Analysis and Findings
¶ 79 The allegations in the notice of hearing raise four issues.

¶ 80 Did Hughes:

1. trade and distribute securities without being registered or filing a prospectus, contrary to sections 34 and 61 of the Act?

2. make misrepresentations, contrary to section 50(1)(d) of the Act?

3. perpetrate a fraud on persons in British Columbia, contrary to section 57(b) of the Act? and

4. act contrary to the public interest in dealing with investors?

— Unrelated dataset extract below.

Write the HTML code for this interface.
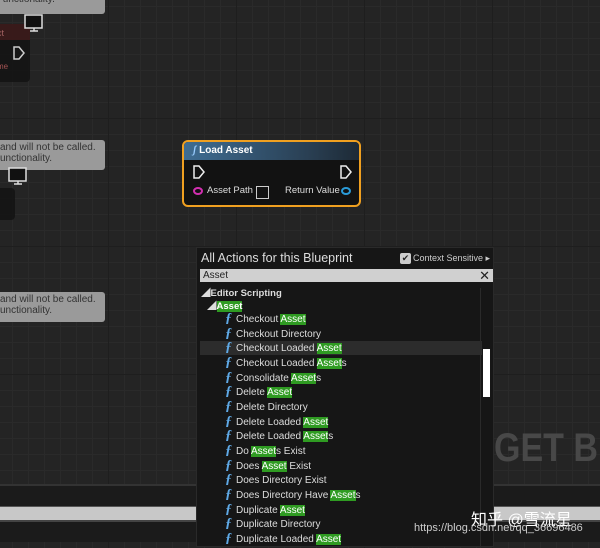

1. Did Hughes fail to register or to file a prospectus?
¶ 81 Staff alleged that Hughes:

· acted as an advisor and sold securities in British Columbia without registration, contrary to section 34 of the Act; and

· sold securities of issuers which had not issued prospectuses and which did not have exemptions, contrary to section 61 of the Act.

¶ 82 Section 1(1) of the Act defines:

“distribution” to include
(a) a trade in a security of an issuer that has not been previously issued.

“private issuer” as an issuer that is not a reporting issuer, does not have more than 50 shareholders and has not distributed any of its shares to the public.

“security” to include
(a) a document, instrument or writing commonly known as a security,

(c) a document evidencing an option, subscription or other interest in or to a security,
(d) a bond, debenture, note or other evidence of indebtedness, share, stock, unit, unit certificate, participation certificate…


“trade” to include
(a) a disposition of a security for valuable consideration whether the terms of payment be on margin, instalment or otherwise

(f) any act, advertisement, solicitation, conduct or negotiation directly or indirectly in furtherance of any of the activities specified in paragraphs (a) to (e).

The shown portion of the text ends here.